The third model is testing - i.e., using hacker tool to try and break into own systems in order to understand what adversaries are capable of and how much damage they can cause. The codebreaker model refers to a process when organizations engage hackers ("white hats") to understand their cyber vulnerabilities, capacity, and capabilities. The famous example of Bletchley Park British Code breakers in World War II, among its many firsts, including constructing the world’s first programmable digital computer Colossus, used surveillance of the messages being sent to decipher the Enigma and Lorenz German enciphering code machines and skills of the German coders. This approach is very useful as in the cyber world, we often deal with unknown unknowns and hackers working "on your side" are probably the best sensors of the threats, which have not been seen before or vulnerabilities, which may be exploited by adversaries in the future.

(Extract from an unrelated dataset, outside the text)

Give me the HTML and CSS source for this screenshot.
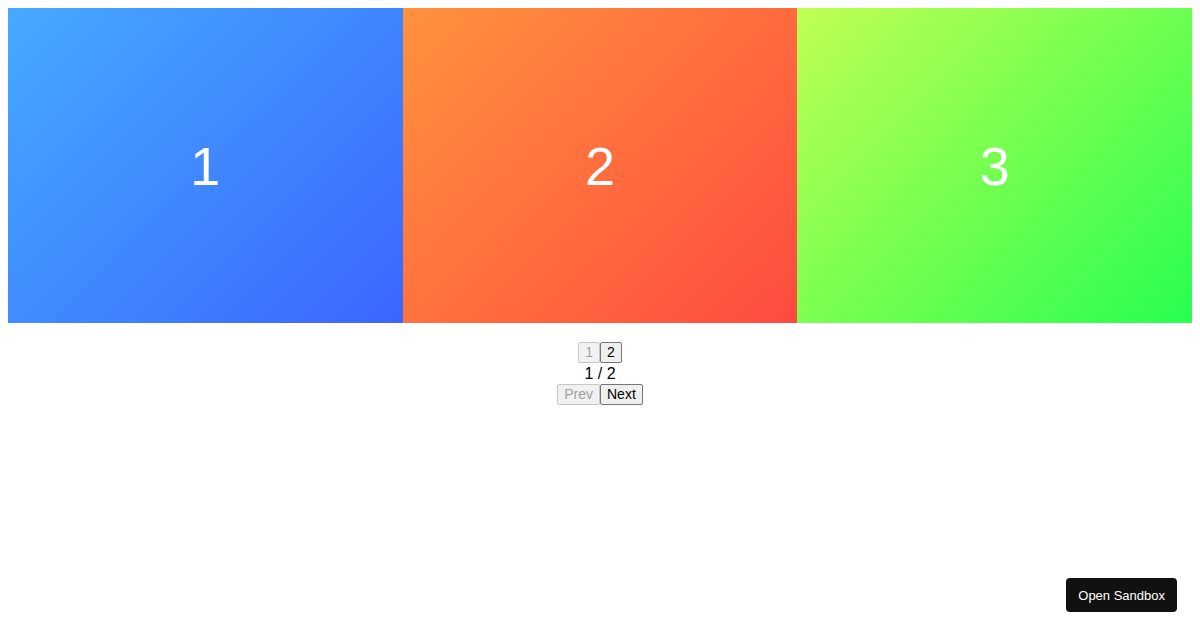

When Testing Becomes a Threat
Yet, the codebreaker model may not be useful if you (as a business) let hackers in and if it is made public that hackers got through your computer system, creating irreparable damage for your organizational reputation. This is a paradox: on the one hand, "ethical hackers" help uncover zero-day vulnerabilities, yet, publishing their testing results may (and most probably will) cause serious harm. This is why companies often need to make weighted decisions about how to respond to different levels of cyber threats, carefully considering the difference between compromising and victimizing. Inefficiencies in the organizational roles and responsibilities across the organizational resources is a part to this important challenge as it often has an impact on the effective cyber security strategy. How can finite human cyber security resources be best deployed to enable the focus and attention of effective responsibilities across the IT estate to manage threats and responses? This involves not only fixing several security controls but also having the ability to adapt and focus on areas, where the threats may evolve. Assuming the attackers will behave in the way we expect them to behave is a fundamental error in organizational cyber security thinking.
While it may work in finance or accounting, in cyber security, making assumptions about adversarial course of action is not always beneficial. It may improve some level of posture and resilience, but this is a grey area - there is a fragile balance between understanding organisational risks, business goals and potential harm from publicity. Having something that you can measure and analyze; and, importantly, having metrics you can confidently say you understand, is part of the solution. When employing the "white hats", it important to clearly understand the KPIs, deliverables and measures of success of the testing team in order to make sure that testing delivers important benefits without inflicting harms for your company.